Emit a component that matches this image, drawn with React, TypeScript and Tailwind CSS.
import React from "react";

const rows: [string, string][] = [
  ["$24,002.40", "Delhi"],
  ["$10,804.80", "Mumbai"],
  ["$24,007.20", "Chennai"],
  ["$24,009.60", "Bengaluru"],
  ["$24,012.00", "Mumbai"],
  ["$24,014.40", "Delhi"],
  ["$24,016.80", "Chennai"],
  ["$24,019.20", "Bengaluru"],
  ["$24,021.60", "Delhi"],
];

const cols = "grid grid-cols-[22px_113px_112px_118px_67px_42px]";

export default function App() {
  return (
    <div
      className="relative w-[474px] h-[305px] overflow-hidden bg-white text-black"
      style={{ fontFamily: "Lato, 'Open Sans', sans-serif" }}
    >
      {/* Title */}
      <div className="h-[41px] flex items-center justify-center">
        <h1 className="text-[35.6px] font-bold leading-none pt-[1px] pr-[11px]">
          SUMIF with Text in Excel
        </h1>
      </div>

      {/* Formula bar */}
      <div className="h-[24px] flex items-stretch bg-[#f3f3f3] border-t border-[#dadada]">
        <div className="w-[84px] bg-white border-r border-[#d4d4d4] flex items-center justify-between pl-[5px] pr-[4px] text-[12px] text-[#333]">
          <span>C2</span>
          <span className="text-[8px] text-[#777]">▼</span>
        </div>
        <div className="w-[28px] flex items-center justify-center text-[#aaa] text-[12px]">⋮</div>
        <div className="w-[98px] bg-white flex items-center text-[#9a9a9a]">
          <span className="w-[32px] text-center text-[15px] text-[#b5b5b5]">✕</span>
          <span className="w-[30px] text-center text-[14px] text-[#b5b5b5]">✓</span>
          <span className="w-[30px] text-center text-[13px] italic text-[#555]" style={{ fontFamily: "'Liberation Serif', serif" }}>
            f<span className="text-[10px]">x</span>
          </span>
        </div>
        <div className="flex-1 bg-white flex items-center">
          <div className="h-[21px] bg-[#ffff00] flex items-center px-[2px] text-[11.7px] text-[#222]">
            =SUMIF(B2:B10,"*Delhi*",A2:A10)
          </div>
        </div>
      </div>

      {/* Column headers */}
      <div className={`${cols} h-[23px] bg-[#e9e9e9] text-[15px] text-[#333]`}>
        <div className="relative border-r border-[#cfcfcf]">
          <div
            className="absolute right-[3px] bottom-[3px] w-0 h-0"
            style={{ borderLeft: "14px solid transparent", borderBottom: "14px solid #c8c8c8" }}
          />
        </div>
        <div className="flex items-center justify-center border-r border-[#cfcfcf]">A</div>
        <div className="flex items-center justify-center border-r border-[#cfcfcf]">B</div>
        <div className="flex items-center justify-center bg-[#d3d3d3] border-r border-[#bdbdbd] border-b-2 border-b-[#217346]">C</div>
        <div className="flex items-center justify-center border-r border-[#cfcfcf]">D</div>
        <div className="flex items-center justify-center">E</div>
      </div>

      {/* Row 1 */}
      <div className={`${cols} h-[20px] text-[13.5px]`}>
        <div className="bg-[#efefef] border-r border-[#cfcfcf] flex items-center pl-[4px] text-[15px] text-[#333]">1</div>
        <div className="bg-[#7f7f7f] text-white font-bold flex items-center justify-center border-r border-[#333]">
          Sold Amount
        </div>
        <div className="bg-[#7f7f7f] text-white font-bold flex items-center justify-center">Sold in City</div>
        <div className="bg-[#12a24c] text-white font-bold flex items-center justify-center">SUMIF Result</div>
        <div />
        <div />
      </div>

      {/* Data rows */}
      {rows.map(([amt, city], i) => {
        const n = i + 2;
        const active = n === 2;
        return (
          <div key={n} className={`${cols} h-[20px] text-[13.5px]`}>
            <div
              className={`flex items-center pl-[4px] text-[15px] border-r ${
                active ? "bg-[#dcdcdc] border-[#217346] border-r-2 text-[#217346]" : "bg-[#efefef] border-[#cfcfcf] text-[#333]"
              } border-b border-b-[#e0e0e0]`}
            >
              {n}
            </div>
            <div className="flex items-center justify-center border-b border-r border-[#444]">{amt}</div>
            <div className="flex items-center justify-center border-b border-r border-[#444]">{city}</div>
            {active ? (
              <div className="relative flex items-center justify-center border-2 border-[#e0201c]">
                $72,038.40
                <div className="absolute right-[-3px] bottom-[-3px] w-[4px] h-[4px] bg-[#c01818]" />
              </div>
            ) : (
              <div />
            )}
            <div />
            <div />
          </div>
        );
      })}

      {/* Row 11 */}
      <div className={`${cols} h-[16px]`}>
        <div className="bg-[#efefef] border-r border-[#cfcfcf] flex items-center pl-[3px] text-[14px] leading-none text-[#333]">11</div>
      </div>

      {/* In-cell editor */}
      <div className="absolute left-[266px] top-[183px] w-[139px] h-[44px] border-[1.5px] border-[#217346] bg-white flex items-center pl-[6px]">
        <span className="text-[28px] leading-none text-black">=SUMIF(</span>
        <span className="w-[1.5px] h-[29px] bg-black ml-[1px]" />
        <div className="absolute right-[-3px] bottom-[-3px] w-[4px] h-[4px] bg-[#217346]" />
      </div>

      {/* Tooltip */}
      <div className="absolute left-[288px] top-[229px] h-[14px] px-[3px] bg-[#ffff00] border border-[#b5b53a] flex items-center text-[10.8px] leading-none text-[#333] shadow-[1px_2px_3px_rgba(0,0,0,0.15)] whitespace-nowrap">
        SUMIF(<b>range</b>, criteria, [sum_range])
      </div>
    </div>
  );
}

:::::

Extract the lines above, from the first one through the one containing "import React from", and return only those, unchanged.

» Completed task:
Emit a component that matches this image, drawn with React, TypeScript and Tailwind CSS.
import React from "react";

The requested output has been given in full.